Another of MySQL’s engineers, Davi Arnaut, posed the puzzle thus:
“MySQL warnings are not the same beast as the SQL standard warnings. I.e. they have a different life cycle, and they work with continue handlers differently, at least now. A MySQL note could be considered a subtype of MySQL warning, only with a different severity.”
Yes. There is some evidence that was the concept of the Ur-Engineer, Monty Widenius, back in 2002. He wrote “one should get a warning (severity=note) for each database / table that didn’t exists.”
Sometimes the MySQL Reference Manual says notes are a subtype of warning:
“warnings of Note level are recorded”
“Note warnings are suppressed”
“cause Note-level warnings not to be recorded”
But as Mr Arnaut said, sometimes the manual says they’re distinct from warnings:
“the error, warning, and note messages”
“the total number of errors, warnings, and notes”
I’d like to clear this up by writing an email to our documentation department:
“Please be consistent, say note-level warnings, not notes and warnings”.
The SQL standard is clear: there are only types of “completion conditions” success (class ‘00′) and warning (class ‘01′).
If we finally accept that notes are warnings, then the appropriate class is ‘01′, and it’s a bug if any note isn’t ‘01′.
So we’ll have to make several adjustments because at the moment the SQLSTATE for various notes isn’t alway in class ‘01′ ‘warning’.
This is what I see in 6.0 source code when I grep for cc files
containing “…_warning…(…WARN_LEVEL_NOTE…)”:
sql/sql_trigger.cc: ER_NO_SUCH_USER, ER_TRG_DOES_NOT_EXIST,
ER_OLD_FILE_FORMAT
sql/event_parse_data.cc: ER_EVENT_CANNOT_CREATE_IN_THE_PAST,
ER_EVENT_EXEC_TIME_IN_THE_PAST
sql/field.cc: WARN_DATA_TRUNCATED ('01000'),
ER_WARN_DATA_OUT_OF_RANGE ('22003')
sql/item_subselect.cc: ER_SELECT_REDUCED ('01000')
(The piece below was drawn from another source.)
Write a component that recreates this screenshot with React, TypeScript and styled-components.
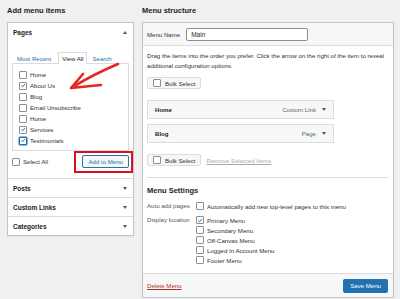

sql/sql_db.cc: ER_DB_CREATE_EXISTS, ER_DB_DROP_EXISTS,
ER_BAD_DB_ERROR ('42000')
sql/event_db_repository.cc: ER_EVENT_ALREADY_EXISTS,
ER_SP_DOES_NOT_EXIST ('42000')
sql/sql_view.cc: ER_NO_SUCH_USER, ER_BAD_TABLE_ERROR ('42S02'),
ER_WARN_VIEW_WITHOUT_KEY
sql/sql_insert.cc: ER_TABLE_EXISTS_ERROR ('42S01')
sql/table.cc: ER_VIEW_NO_CREATION_CTX,
ER_VIEW_INVALID_CREATION_CTX, ER_NO_SUCH_USER
sql/set_var.cc: ER_UPDATE_LOG_DEPRECATED_TRANSLATED ('42000'),
ER_UPDATE_LOG_DEPRECATED_IGNORED ('42000')
sql/sql_parse.cc: ER_NO_SUCH_USER, ER_SP_DOES_NOT_EXIST ('42000'),
ER_YES
sql/sql_yacc.cc:31818: ER_NATIVE_FCT_NAME_COLLISION
sql/sql_repl.cc: ER_MISSING_SKIP_SLAVE, ER_UNTIL_COND_IGNORED,
ER_SLAVE_WAS_RUNNING, ER_SLAVE_WAS_NOT_RUNNING,
ER_SLAVE_IGNORED_SSL_PARAMS
sql/sql_table.cc: ER_BAD_TABLE_ERROR ('42S02'),
ER_DUPLICATED_VALUE_IN_TYPE, ER_AUTO_CONVERT,
ER_TABLE_EXISTS_ERROR ('42S01'), ER_ILLEGAL_HA,
ER_WARN_USING_OTHER_HANDLER
sql/item.cc: ER_WARN_FIELD_RESOLVED
storage/maria/ha_maria.cc: ER_ILLEGAL_HA_CREATE_OPTION
Unless otherwise specified, the associated SQLSTATE value is ‘HY000′. Only WARN_DATA_TRUNCATED and ER_SELECT_REDUCED have SQLSTATE class ‘01′.
The fix doesn’t mean that we should get rid of the note concept. Severity levels may be a standard de facto …
Oracle has “PL/SQL Warning Categories”
http://www.stanford.edu/dept/itss/docs/oracle/10g/appdev.101/b10807/07_errs.htm
… and DB2 has “information”, “warning”, “error”, “severe”
… and SQL Server has a severity level
http://blogs.msdn.com/sqlprogrammability/archive/2006/04/03/567550.aspx
… and NDB has severity levels for events: INFO, WARNING, ALERT, ERROR
http://dev.mysql.com/doc/refman/6.0/en/mysql-cluster-log-events.html
If the general idea is to ignore anything below a certain severity level, a continue handler intercept note-level warnings if and only if SQL_NOTES <> 0. Or maybe a syntax extension, e.g.
DECLARE x CONTINUE HANDLER FOR SQLWARNING SEVERITY_LEVEL > 1 …;
But that’s for after version 6.x, when MySQL decides what severity levels to have.